(WHAT YOU HAVE TO DO) Each line that holds the word "this" counts once; give the total for the records below and nothing else.

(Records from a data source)
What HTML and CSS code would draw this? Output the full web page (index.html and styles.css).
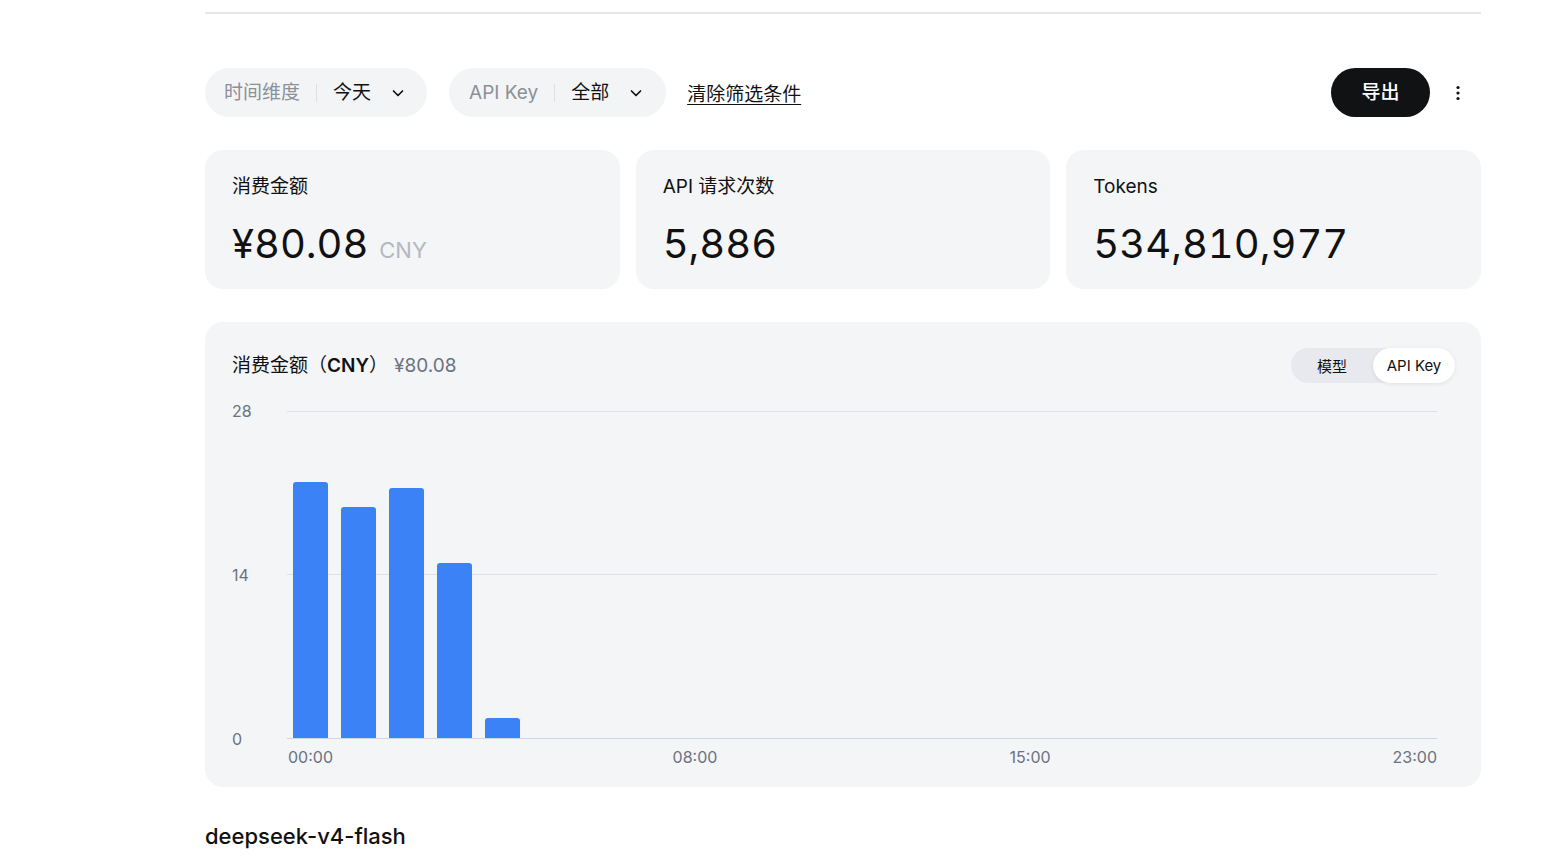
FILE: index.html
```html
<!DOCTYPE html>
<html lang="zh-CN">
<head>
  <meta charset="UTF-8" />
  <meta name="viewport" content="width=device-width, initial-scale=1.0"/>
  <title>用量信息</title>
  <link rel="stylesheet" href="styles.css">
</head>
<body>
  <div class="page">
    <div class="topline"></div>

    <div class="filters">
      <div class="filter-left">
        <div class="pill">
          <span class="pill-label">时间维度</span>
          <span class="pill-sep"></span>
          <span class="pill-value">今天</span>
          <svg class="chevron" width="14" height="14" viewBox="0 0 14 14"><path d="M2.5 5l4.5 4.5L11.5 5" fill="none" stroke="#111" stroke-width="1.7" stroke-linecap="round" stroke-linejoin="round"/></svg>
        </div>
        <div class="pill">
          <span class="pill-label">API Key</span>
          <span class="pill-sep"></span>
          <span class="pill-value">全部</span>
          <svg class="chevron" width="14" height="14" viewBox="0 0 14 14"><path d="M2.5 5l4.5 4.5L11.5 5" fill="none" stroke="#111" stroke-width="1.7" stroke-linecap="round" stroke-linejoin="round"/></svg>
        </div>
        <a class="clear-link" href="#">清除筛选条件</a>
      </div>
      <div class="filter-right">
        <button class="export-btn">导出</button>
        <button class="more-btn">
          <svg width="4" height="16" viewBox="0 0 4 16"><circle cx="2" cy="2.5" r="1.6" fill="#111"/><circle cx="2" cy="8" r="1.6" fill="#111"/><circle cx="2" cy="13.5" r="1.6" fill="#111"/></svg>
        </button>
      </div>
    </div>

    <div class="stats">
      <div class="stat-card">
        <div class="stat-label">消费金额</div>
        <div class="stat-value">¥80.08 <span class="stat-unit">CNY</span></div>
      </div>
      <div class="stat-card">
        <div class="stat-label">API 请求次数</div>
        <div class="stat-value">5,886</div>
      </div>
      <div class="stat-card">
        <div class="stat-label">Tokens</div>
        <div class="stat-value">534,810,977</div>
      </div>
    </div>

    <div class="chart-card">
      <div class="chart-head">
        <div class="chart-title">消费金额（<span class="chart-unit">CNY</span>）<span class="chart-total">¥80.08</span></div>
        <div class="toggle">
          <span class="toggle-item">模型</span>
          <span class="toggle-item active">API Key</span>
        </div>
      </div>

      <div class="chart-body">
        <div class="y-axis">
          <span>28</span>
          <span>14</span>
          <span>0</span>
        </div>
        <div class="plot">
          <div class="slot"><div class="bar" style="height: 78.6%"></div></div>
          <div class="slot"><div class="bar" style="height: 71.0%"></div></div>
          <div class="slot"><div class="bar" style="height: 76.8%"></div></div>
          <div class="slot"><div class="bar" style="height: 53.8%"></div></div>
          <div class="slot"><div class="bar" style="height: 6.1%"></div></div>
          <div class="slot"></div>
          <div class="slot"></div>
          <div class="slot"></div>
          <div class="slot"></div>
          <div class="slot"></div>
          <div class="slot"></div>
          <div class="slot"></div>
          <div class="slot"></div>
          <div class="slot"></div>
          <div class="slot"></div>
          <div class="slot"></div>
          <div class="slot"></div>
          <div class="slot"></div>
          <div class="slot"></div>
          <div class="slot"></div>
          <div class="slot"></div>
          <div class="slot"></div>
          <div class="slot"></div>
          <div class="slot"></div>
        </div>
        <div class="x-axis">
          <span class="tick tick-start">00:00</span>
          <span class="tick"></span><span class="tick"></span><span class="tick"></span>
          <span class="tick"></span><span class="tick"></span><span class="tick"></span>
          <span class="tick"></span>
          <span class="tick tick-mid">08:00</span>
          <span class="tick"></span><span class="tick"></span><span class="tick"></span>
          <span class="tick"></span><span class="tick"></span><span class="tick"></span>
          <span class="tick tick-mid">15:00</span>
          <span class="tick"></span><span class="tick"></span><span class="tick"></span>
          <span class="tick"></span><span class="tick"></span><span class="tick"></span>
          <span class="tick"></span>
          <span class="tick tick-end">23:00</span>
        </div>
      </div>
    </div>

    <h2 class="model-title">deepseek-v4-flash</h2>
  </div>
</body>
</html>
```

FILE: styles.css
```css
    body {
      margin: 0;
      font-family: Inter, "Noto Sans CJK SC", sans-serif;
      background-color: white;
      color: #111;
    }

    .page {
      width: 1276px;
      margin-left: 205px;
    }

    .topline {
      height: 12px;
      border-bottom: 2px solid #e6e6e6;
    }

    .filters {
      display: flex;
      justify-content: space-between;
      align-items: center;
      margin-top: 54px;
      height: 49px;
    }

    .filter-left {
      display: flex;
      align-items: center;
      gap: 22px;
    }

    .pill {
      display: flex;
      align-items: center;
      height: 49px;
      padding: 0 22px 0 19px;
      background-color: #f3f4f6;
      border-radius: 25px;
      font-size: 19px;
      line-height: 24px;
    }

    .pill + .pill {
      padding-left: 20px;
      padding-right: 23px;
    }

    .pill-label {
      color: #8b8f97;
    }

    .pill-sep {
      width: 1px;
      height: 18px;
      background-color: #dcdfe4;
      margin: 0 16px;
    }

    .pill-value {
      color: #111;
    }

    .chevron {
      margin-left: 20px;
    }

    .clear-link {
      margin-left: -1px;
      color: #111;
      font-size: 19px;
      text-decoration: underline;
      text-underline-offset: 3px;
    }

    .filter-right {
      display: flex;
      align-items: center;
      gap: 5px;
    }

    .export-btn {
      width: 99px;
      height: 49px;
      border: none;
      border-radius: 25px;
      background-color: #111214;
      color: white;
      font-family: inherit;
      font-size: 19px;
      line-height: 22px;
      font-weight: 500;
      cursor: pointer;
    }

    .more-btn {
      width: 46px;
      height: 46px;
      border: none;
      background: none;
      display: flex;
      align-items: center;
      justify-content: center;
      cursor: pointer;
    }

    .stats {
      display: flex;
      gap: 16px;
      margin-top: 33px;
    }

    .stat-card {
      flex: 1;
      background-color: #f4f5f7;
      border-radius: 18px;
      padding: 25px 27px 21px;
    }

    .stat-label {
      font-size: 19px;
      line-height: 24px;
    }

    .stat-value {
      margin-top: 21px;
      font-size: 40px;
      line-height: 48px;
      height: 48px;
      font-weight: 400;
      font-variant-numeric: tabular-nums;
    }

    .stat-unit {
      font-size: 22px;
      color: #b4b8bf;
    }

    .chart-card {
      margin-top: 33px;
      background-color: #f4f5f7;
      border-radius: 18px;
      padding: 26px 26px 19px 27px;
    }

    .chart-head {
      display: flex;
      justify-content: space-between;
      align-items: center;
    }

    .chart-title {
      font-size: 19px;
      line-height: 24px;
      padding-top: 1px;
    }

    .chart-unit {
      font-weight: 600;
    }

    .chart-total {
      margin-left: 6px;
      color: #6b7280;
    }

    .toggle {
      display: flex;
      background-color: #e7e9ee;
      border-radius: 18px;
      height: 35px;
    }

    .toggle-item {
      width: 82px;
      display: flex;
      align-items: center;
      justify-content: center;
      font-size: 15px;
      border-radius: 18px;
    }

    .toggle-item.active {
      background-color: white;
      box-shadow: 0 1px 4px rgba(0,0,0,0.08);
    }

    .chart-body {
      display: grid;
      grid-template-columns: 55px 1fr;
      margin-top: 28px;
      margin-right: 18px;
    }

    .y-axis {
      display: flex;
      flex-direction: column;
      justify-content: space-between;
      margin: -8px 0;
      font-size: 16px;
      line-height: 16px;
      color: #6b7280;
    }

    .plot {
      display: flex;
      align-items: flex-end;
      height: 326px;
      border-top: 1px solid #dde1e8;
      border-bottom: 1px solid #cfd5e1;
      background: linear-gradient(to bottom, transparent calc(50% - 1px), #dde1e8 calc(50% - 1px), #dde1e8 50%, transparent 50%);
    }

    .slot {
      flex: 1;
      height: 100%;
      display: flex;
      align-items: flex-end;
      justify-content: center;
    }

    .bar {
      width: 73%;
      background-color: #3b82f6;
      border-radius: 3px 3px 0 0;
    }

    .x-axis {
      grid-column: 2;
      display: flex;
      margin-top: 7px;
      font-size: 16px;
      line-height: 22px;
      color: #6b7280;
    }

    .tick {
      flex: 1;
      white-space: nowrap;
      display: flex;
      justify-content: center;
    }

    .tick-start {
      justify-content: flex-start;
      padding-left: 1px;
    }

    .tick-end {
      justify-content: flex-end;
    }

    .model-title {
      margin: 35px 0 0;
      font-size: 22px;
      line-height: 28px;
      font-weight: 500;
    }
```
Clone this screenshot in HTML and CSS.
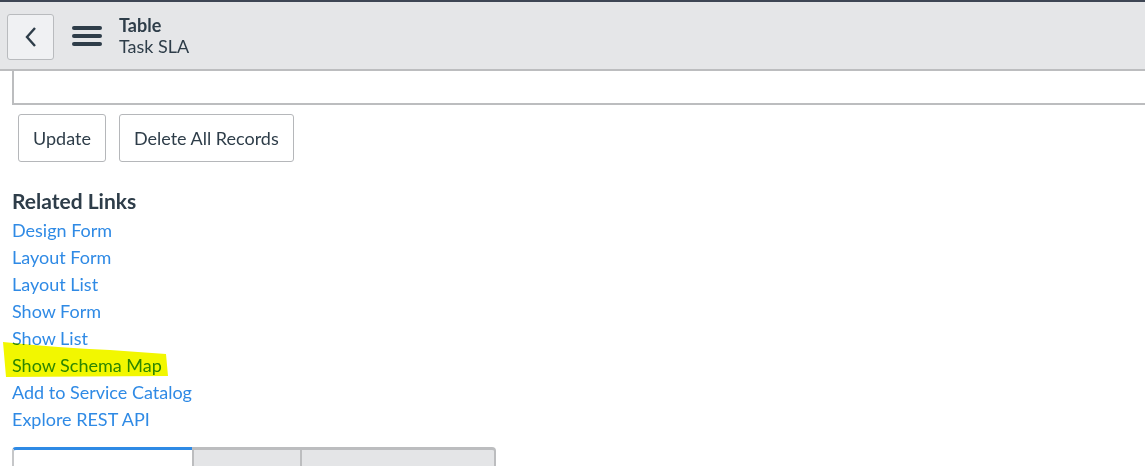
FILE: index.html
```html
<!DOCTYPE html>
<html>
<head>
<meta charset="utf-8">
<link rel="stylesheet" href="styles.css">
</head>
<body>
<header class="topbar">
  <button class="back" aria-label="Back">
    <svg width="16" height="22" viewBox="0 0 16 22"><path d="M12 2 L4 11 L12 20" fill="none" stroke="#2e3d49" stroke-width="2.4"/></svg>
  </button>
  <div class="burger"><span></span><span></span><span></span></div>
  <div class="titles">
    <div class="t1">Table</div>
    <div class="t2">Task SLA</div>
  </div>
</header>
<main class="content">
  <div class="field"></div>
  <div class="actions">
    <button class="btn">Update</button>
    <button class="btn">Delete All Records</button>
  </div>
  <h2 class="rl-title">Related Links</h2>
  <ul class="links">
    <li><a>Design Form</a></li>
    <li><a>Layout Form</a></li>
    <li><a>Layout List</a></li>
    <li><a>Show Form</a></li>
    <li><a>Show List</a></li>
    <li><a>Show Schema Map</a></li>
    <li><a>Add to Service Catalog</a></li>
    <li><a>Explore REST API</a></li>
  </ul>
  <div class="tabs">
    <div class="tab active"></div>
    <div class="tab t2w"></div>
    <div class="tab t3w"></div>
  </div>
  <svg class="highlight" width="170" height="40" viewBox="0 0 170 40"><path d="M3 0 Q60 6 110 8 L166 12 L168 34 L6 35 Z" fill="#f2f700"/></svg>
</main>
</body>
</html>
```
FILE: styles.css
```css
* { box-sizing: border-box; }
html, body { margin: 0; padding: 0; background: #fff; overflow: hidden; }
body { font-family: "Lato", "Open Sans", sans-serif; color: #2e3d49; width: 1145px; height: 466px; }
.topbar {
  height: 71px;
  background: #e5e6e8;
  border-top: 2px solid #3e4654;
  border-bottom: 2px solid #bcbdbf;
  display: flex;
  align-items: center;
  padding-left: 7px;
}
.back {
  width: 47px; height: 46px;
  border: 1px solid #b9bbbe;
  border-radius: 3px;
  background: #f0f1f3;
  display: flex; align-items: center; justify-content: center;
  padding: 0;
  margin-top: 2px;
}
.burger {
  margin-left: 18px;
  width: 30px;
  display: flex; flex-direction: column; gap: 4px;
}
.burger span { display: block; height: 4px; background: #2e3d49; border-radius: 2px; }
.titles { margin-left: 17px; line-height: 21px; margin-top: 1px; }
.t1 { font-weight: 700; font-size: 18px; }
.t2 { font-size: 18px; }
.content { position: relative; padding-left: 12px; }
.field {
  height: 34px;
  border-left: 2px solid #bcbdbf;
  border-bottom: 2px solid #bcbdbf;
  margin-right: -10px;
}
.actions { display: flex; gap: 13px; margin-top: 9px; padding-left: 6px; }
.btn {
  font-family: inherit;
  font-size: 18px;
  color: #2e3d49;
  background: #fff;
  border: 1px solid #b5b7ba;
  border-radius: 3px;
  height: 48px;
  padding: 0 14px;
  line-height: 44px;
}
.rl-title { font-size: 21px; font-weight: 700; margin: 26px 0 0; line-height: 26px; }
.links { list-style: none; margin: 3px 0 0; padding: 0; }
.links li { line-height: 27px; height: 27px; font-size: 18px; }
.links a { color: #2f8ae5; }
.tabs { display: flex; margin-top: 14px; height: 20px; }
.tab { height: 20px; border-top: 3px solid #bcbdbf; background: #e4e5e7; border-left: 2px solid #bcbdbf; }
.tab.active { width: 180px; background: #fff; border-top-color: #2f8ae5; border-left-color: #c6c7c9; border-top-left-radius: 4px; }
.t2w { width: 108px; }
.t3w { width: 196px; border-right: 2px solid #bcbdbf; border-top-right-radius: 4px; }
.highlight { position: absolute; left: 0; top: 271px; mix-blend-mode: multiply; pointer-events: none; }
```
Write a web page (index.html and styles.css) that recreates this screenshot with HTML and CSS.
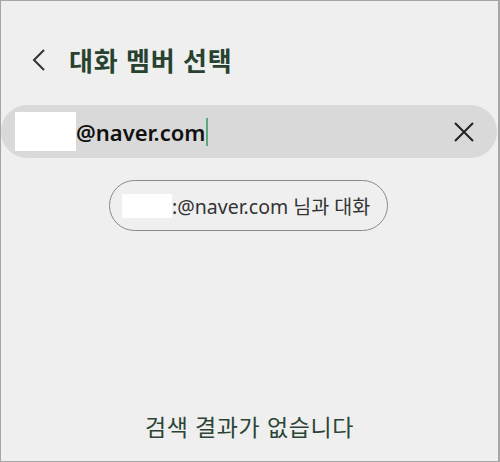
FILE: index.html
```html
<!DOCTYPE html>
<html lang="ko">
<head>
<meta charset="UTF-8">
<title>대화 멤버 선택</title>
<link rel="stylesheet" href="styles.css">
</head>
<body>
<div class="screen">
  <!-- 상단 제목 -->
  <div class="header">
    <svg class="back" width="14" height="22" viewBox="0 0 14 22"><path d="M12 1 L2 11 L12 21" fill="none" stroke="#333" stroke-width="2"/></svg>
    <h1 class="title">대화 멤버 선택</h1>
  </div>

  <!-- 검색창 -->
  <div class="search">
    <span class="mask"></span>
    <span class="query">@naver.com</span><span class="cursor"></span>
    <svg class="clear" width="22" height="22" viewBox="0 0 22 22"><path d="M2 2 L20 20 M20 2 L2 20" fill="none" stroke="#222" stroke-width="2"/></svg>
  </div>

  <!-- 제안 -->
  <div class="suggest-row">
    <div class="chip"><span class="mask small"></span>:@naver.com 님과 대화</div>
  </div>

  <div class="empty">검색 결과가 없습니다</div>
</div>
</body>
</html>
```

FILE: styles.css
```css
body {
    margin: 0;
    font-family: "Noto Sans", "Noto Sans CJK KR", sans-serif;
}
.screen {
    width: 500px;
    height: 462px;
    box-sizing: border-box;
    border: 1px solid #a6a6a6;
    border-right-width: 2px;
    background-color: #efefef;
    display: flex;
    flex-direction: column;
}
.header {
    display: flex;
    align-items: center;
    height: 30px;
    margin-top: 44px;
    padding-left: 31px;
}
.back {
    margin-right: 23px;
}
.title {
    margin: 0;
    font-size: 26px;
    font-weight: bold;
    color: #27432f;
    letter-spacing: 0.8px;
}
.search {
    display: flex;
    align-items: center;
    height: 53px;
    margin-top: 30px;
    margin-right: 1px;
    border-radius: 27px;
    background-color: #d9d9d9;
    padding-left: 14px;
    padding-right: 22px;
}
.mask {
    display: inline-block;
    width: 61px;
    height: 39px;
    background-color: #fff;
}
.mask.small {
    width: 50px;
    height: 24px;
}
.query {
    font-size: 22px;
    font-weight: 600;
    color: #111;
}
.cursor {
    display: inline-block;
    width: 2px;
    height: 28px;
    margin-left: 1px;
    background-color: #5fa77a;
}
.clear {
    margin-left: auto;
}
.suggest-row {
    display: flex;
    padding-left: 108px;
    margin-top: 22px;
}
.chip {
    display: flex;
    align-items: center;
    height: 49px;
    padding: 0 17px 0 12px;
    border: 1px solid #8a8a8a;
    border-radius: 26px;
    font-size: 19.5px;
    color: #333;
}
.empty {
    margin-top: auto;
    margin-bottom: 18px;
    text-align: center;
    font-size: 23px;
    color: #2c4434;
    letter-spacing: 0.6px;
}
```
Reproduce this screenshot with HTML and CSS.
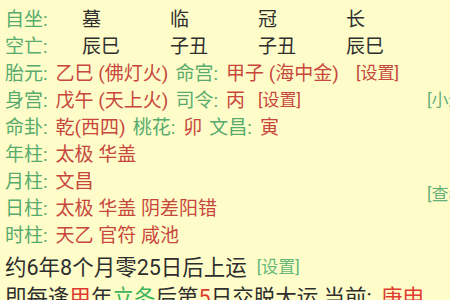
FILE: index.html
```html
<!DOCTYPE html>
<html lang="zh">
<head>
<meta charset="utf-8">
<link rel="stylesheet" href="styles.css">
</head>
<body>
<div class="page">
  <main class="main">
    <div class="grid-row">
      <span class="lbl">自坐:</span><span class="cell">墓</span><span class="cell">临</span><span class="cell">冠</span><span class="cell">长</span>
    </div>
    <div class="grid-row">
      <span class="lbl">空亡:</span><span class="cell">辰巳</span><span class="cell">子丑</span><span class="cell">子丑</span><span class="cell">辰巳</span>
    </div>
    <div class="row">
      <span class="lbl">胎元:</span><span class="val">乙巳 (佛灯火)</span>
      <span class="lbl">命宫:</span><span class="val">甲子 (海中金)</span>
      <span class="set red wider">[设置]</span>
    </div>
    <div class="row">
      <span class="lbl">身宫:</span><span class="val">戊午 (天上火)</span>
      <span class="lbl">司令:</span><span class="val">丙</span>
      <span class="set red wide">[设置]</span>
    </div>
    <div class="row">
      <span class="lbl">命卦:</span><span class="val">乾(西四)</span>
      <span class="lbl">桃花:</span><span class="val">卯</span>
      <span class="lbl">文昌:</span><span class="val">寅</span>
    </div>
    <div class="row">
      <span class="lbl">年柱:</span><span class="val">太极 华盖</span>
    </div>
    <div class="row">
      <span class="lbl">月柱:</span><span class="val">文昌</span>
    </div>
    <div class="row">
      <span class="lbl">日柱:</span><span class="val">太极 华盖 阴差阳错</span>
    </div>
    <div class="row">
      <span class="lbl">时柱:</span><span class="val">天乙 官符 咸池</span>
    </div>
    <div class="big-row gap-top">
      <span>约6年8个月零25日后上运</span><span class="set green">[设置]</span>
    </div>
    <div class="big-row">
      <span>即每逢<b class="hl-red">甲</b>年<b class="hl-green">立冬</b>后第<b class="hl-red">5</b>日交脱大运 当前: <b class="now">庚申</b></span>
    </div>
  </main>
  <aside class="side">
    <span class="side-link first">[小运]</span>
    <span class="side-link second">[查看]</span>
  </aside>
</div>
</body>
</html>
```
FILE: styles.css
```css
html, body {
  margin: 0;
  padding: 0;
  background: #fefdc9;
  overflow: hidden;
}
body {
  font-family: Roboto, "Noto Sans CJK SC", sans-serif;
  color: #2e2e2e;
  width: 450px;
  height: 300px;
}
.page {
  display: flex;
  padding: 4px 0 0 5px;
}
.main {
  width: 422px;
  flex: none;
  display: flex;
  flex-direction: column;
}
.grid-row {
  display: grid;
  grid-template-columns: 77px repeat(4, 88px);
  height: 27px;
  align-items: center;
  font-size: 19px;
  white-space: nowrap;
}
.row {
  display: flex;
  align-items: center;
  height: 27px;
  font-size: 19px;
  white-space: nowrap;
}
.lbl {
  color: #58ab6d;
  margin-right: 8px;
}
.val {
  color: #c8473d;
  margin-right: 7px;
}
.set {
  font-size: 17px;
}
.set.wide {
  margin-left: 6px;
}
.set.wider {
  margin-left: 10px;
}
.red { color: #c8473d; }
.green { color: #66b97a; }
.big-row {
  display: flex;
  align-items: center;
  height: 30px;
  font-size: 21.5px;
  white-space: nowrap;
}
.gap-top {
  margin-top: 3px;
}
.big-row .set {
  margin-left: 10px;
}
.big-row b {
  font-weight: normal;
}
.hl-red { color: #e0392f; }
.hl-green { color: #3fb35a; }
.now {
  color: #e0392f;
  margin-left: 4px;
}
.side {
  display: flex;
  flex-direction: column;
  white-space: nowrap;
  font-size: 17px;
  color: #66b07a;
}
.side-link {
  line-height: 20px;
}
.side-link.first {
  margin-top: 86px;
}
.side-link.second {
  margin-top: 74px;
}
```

(CORRECT RESULT) 4